• What is asked
Each entry here needs to be set down again exactly, please; pictures are left out.

• The records
────
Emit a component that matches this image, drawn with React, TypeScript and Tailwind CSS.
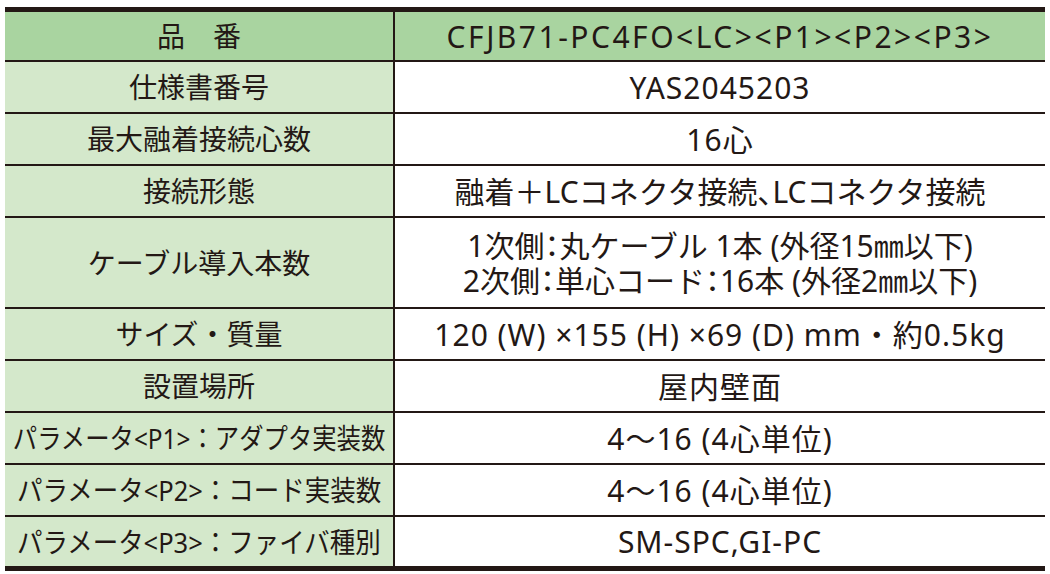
import React from 'react';

type Row = {
  label: string;
  value: React.ReactNode;
  h: string;
  squeeze?: string;
  valueCls?: string;
  last?: boolean;
};

// proportional punctuation (colon / comma) like the print original
const P = ({ c }: { c: string }) => (
  <span className="inline-block leading-[35px] [font-feature-settings:'palt']">{c}</span>
);

const ROWS: Row[] = [
  { label: '仕様書番号', value: 'YAS2045203', h: 'h-[52px]' },
  { label: '最大融着接続心数', value: '16心', h: 'h-[52px]' },
  {
    label: '接続形態',
    value: (
      <span>
        融着＋LCコネクタ接続<P c="、" />LCコネクタ接続
      </span>
    ),
    h: 'h-[52px]',
    valueCls: 'tracking-[0px]',
  },
  {
    label: 'ケーブル導入本数',
    value: (
      <div className="flex flex-col items-center leading-[35px]">
        <span>
          1次側<P c="：" />丸ケーブル 1本 (外径15㎜以下)
        </span>
        <span>
          2次側<P c="：" />単心コード<P c="：" />16本 (外径2㎜以下)
        </span>
      </div>
    ),
    h: 'h-[91px]',
    valueCls: 'tracking-[0px]',
  },
  { label: 'サイズ・質量', value: '120 (W) ×155 (H) ×69 (D) mm・約0.5kg', h: 'h-[52px]' },
  { label: '設置場所', value: '屋内壁面', h: 'h-[52px]' },
  { label: 'パラメータ<P1>：アダプタ実装数', value: '4～16 (4心単位)', h: 'h-[52px]', squeeze: 'scale-x-[0.87]' },
  { label: 'パラメータ<P2>：コード実装数', value: '4～16 (4心単位)', h: 'h-[52px]', squeeze: 'scale-x-[0.91]' },
  { label: 'パラメータ<P3>：ファイバ種別', value: 'SM-SPC,GI-PC', h: 'h-[49px]', squeeze: 'scale-x-[0.91]', last: true },
];

export default function App() {
  return (
    <div className="h-[574px] w-[1050px] bg-white px-[5px] pt-[7px] text-[28px] text-[#231815] [font-family:'Noto_Sans','Noto_Sans_CJK_JP',sans-serif]">
      <div className="flex flex-col border-y-[5px] border-[#231815]">
        <div className="flex h-[50px] border-b-2 border-[#231815] bg-[#a9d4a0]">
          <div className="flex w-[390px] items-center justify-center border-r-2 border-[#231815]">品　番</div>
          <div className="flex flex-1 items-center justify-center text-[30px] tracking-[2.5px]">
            CFJB71-PC4FO&lt;LC&gt;&lt;P1&gt;&lt;P2&gt;&lt;P3&gt;
          </div>
        </div>
        {ROWS.map((r) => (
          <div key={r.label} className={`flex ${r.h} ${r.last ? '' : 'border-b-2'} border-[#231815]`}>
            <div className="flex w-[390px] items-center justify-center border-r-2 border-[#231815] bg-[#d4e8cb]">
              <span className={r.squeeze ? `inline-block whitespace-nowrap ${r.squeeze}` : 'whitespace-nowrap'}>
                {r.label}
              </span>
            </div>
            <div
              className={`flex flex-1 items-center justify-center whitespace-nowrap bg-white text-[30px] ${r.valueCls ?? 'tracking-[1px]'}`}
            >
              {r.value}
            </div>
          </div>
        ))}
      </div>
    </div>
  );
}
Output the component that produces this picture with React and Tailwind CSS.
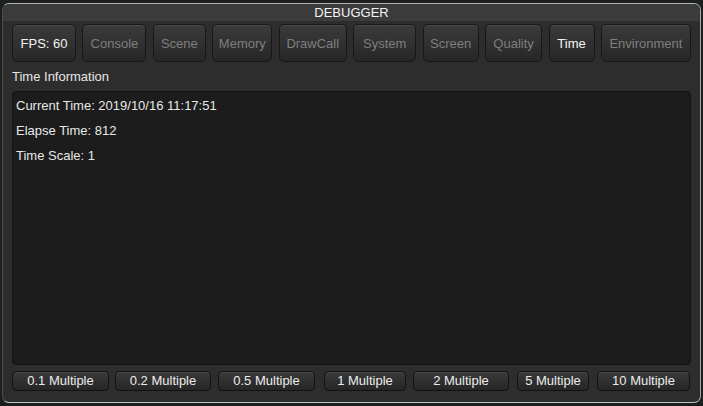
────
• Worked solution
Emit a component that matches this image, drawn with React, TypeScript and Tailwind CSS.
import React from 'react';

type Row = {
  label: string;
  value: React.ReactNode;
  h: string;
  squeeze?: string;
  valueCls?: string;
  last?: boolean;
};

// proportional punctuation (colon / comma) like the print original
const P = ({ c }: { c: string }) => (
  <span className="inline-block leading-[35px] [font-feature-settings:'palt']">{c}</span>
);

const ROWS: Row[] = [
  { label: '仕様書番号', value: 'YAS2045203', h: 'h-[52px]' },
  { label: '最大融着接続心数', value: '16心', h: 'h-[52px]' },
  {
    label: '接続形態',
    value: (
      <span>
        融着＋LCコネクタ接続<P c="、" />LCコネクタ接続
      </span>
    ),
    h: 'h-[52px]',
    valueCls: 'tracking-[0px]',
  },
  {
    label: 'ケーブル導入本数',
    value: (
      <div className="flex flex-col items-center leading-[35px]">
        <span>
          1次側<P c="：" />丸ケーブル 1本 (外径15㎜以下)
        </span>
        <span>
          2次側<P c="：" />単心コード<P c="：" />16本 (外径2㎜以下)
        </span>
      </div>
    ),
    h: 'h-[91px]',
    valueCls: 'tracking-[0px]',
  },
  { label: 'サイズ・質量', value: '120 (W) ×155 (H) ×69 (D) mm・約0.5kg', h: 'h-[52px]' },
  { label: '設置場所', value: '屋内壁面', h: 'h-[52px]' },
  { label: 'パラメータ<P1>：アダプタ実装数', value: '4～16 (4心単位)', h: 'h-[52px]', squeeze: 'scale-x-[0.87]' },
  { label: 'パラメータ<P2>：コード実装数', value: '4～16 (4心単位)', h: 'h-[52px]', squeeze: 'scale-x-[0.91]' },
  { label: 'パラメータ<P3>：ファイバ種別', value: 'SM-SPC,GI-PC', h: 'h-[49px]', squeeze: 'scale-x-[0.91]', last: true },
];

export default function App() {
  return (
    <div className="h-[574px] w-[1050px] bg-white px-[5px] pt-[7px] text-[28px] text-[#231815] [font-family:'Noto_Sans','Noto_Sans_CJK_JP',sans-serif]">
      <div className="flex flex-col border-y-[5px] border-[#231815]">
        <div className="flex h-[50px] border-b-2 border-[#231815] bg-[#a9d4a0]">
          <div className="flex w-[390px] items-center justify-center border-r-2 border-[#231815]">品　番</div>
          <div className="flex flex-1 items-center justify-center text-[30px] tracking-[2.5px]">
            CFJB71-PC4FO&lt;LC&gt;&lt;P1&gt;&lt;P2&gt;&lt;P3&gt;
          </div>
        </div>
        {ROWS.map((r) => (
          <div key={r.label} className={`flex ${r.h} ${r.last ? '' : 'border-b-2'} border-[#231815]`}>
            <div className="flex w-[390px] items-center justify-center border-r-2 border-[#231815] bg-[#d4e8cb]">
              <span className={r.squeeze ? `inline-block whitespace-nowrap ${r.squeeze}` : 'whitespace-nowrap'}>
                {r.label}
              </span>
            </div>
            <div
              className={`flex flex-1 items-center justify-center whitespace-nowrap bg-white text-[30px] ${r.valueCls ?? 'tracking-[1px]'}`}
            >
              {r.value}
            </div>
          </div>
        ))}
      </div>
    </div>
  );
}
Output the component that produces this picture with React and Tailwind CSS.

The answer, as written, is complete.